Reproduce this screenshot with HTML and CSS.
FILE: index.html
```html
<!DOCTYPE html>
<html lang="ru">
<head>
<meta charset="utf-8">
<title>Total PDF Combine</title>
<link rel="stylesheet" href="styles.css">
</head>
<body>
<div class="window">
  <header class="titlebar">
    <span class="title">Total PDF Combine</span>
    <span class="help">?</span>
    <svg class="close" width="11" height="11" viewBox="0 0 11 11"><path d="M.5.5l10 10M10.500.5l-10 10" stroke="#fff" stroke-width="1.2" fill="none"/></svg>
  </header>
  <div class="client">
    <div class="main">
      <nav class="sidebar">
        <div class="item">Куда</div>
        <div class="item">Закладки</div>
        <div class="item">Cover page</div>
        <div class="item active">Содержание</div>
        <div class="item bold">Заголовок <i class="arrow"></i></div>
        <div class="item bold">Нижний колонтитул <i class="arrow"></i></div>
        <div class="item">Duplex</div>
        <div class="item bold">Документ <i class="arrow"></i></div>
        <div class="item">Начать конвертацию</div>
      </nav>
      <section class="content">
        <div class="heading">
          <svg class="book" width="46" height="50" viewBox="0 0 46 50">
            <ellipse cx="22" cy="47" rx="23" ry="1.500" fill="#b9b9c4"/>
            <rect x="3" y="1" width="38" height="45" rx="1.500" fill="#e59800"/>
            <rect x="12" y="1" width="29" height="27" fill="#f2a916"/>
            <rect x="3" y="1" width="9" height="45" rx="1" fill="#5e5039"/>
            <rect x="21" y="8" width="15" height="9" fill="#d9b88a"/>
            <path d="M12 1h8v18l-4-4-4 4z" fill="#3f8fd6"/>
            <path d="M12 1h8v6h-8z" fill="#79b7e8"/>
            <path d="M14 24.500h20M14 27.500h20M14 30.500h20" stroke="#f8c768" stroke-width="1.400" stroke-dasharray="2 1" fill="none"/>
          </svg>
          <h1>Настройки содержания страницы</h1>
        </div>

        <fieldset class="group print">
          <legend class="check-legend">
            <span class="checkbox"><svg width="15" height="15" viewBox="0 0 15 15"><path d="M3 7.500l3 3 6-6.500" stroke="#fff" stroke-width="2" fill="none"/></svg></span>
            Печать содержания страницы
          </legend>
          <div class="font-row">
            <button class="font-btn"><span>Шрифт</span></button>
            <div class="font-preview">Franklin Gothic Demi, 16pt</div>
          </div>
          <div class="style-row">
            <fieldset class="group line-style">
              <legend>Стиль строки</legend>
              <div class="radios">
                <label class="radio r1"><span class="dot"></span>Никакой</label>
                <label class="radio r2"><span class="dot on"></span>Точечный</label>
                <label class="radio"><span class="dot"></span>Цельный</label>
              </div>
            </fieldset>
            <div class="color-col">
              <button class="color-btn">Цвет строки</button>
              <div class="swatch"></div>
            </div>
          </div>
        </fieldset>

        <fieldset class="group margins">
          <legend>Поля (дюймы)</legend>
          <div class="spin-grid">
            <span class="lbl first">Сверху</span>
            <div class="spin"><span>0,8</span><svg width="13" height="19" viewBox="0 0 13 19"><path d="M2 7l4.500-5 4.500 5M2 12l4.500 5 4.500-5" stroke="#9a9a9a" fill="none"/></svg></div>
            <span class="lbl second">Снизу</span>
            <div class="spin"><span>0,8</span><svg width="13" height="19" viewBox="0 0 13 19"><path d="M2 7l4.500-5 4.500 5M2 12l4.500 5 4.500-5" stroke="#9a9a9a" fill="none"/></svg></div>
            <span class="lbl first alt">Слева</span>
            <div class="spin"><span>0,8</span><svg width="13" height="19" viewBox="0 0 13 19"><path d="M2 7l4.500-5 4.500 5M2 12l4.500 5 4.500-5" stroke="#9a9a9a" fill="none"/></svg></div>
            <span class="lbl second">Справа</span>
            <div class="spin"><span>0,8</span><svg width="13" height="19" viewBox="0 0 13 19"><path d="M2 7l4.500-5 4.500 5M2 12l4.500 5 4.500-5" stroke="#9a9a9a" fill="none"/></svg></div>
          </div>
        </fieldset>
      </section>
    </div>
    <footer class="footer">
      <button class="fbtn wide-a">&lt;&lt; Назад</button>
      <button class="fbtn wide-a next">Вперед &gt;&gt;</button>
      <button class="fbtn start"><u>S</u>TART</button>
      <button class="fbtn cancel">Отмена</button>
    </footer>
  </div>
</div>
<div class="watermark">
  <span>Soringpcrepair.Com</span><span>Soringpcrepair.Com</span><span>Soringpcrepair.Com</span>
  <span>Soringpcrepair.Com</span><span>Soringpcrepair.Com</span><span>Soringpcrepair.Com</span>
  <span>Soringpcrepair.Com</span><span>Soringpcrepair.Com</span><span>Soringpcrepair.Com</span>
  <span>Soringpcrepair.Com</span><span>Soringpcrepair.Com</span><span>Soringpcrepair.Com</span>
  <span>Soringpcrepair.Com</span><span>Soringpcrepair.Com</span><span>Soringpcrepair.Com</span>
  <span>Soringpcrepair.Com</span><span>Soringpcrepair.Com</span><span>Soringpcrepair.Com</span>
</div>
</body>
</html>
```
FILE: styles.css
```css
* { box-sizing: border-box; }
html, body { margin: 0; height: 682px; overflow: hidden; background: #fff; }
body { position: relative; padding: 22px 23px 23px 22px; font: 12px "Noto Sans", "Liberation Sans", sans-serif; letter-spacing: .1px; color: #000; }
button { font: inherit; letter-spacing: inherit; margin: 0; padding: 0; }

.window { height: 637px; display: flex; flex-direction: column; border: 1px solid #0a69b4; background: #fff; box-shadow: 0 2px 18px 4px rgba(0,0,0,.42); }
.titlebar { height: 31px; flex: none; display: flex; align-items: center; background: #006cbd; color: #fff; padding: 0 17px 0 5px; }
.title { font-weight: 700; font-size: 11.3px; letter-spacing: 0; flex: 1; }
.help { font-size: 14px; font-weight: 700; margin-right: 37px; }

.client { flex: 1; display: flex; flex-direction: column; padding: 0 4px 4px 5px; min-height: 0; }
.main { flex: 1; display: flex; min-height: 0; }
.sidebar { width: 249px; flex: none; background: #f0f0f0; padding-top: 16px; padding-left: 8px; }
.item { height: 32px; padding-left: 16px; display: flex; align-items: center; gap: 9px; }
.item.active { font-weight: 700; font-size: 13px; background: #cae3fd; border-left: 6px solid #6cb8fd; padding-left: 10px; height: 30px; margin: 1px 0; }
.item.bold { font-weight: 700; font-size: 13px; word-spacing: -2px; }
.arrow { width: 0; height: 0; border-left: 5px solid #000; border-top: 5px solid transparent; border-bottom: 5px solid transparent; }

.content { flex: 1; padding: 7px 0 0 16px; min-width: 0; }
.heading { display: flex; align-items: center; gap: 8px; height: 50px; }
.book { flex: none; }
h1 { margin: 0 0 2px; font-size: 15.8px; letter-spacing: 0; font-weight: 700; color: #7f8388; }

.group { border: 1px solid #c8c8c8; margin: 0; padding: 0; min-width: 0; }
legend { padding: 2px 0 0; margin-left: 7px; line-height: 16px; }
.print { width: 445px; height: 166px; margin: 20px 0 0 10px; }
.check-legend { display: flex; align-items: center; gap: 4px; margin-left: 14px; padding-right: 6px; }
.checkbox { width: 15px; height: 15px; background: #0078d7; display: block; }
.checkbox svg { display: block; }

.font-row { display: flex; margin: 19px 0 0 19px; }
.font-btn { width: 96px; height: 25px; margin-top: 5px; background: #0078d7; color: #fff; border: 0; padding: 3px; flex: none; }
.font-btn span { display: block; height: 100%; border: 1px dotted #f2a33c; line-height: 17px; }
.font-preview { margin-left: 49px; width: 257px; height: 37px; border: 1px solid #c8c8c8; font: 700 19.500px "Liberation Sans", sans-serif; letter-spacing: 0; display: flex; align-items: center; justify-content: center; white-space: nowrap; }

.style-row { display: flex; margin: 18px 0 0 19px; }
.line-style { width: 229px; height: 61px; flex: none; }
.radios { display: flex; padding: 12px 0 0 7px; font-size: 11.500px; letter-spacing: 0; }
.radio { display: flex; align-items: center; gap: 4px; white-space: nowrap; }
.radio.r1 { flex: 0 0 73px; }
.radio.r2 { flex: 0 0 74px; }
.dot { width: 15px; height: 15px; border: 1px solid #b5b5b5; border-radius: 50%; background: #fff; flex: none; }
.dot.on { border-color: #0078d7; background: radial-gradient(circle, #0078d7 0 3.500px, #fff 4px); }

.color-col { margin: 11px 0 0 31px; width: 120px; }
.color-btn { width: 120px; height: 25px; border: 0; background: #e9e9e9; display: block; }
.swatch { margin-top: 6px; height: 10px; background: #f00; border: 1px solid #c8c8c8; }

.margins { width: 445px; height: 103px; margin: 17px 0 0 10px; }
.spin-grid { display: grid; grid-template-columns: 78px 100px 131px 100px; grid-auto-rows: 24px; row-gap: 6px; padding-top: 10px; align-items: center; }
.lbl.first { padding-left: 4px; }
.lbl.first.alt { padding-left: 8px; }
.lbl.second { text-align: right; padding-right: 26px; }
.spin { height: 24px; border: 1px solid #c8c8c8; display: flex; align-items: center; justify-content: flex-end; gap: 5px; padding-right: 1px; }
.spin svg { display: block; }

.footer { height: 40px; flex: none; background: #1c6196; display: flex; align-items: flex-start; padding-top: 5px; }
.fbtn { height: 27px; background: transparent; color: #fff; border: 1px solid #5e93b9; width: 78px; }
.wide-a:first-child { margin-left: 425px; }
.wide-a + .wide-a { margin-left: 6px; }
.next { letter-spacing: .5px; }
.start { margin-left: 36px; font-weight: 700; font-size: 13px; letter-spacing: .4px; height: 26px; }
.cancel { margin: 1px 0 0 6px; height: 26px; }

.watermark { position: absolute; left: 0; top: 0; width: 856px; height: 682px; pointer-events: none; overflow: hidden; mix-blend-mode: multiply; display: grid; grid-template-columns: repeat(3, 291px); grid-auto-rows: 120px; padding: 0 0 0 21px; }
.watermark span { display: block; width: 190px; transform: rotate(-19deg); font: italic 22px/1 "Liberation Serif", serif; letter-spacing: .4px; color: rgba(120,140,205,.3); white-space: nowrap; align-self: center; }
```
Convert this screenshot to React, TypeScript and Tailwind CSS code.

What is required
Identify all lines where the word "screenshot" shows up. Copy them.

Complete output
Reproduce this screenshot with HTML and CSS.
Convert this screenshot to React, TypeScript and Tailwind CSS code.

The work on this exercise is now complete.